Extract each line holding the word "index" from the entries.

Records to process:
******************************
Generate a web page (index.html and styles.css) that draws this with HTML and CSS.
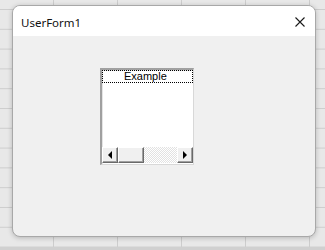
******************************
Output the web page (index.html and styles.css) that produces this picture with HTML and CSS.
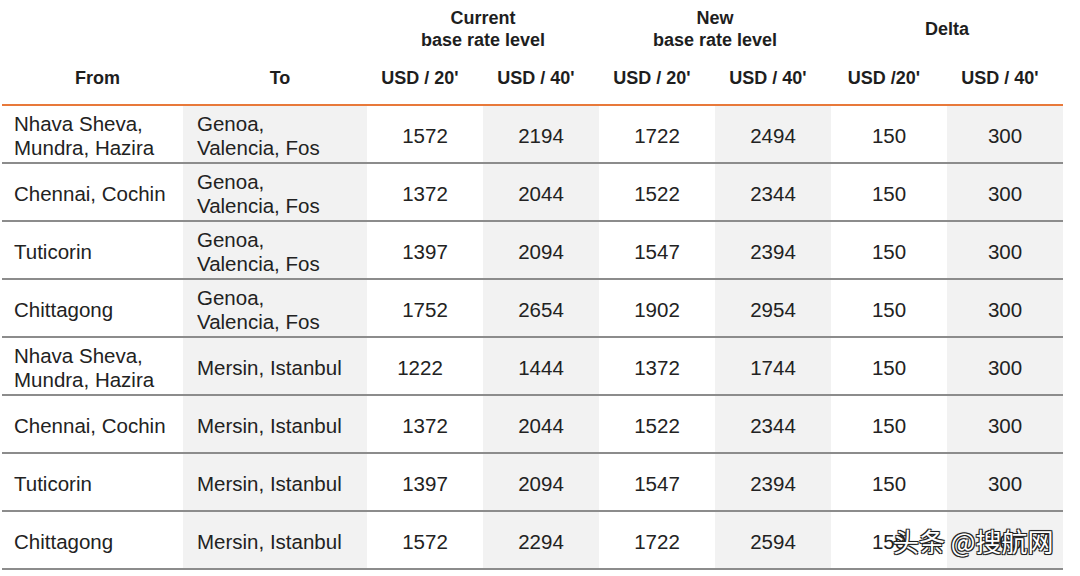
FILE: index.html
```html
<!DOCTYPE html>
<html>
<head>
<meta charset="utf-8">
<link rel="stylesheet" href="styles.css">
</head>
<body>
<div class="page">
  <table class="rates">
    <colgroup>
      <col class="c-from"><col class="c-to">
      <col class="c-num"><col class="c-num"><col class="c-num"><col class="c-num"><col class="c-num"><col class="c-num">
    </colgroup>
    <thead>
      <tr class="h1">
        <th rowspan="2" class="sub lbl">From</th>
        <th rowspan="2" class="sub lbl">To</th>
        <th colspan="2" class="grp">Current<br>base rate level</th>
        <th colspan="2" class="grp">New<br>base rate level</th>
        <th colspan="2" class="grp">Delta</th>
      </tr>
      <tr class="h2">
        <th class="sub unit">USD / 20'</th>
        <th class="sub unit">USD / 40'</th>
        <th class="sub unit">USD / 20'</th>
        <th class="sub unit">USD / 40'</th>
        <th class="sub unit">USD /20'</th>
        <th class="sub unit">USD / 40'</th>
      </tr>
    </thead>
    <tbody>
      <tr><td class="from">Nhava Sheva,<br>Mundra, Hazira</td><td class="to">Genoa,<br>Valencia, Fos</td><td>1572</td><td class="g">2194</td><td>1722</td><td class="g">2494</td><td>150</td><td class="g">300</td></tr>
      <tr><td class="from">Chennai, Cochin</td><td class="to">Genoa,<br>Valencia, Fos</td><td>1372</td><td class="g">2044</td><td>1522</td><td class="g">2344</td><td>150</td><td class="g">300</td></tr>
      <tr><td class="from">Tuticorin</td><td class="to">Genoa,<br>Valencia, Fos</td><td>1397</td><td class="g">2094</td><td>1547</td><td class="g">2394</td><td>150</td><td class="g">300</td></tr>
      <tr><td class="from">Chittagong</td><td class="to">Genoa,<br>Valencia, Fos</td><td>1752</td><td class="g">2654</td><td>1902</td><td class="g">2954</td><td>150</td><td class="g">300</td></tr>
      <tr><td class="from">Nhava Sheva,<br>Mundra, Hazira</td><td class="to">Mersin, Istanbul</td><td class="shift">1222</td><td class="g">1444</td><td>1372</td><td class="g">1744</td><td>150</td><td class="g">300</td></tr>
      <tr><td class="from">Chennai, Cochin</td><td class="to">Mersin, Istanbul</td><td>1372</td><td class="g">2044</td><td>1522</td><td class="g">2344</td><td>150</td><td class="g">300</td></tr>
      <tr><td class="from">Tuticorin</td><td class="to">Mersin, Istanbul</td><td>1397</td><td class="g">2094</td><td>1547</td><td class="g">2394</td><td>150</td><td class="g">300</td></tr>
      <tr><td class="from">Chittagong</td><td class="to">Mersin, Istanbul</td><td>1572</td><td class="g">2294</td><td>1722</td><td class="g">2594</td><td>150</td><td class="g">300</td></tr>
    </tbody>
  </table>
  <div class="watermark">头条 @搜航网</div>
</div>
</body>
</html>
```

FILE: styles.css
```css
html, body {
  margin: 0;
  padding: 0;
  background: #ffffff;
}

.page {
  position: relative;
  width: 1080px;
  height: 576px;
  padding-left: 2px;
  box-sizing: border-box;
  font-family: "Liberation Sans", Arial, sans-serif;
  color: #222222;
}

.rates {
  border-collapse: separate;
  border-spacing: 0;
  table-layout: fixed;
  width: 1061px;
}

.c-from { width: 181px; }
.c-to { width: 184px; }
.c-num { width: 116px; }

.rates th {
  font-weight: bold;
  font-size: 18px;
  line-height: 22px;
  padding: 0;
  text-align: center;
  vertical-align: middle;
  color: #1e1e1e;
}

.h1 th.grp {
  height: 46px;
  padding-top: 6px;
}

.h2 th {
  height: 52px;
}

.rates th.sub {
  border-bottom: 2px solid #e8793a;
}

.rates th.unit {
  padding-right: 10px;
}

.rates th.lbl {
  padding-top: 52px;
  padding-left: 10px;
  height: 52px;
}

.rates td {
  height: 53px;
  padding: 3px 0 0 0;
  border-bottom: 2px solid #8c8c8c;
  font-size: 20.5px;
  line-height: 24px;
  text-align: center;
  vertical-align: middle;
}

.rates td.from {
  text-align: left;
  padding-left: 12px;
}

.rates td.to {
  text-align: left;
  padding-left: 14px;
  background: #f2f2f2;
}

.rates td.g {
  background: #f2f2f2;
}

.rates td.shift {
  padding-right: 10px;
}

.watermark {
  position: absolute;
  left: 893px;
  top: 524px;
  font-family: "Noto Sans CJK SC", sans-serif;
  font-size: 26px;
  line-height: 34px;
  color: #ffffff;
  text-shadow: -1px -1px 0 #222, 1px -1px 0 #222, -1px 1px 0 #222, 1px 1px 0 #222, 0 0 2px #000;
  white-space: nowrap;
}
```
******************************
Final answer:
Generate a web page (index.html and styles.css) that draws this with HTML and CSS.
Output the web page (index.html and styles.css) that produces this picture with HTML and CSS.
FILE: index.html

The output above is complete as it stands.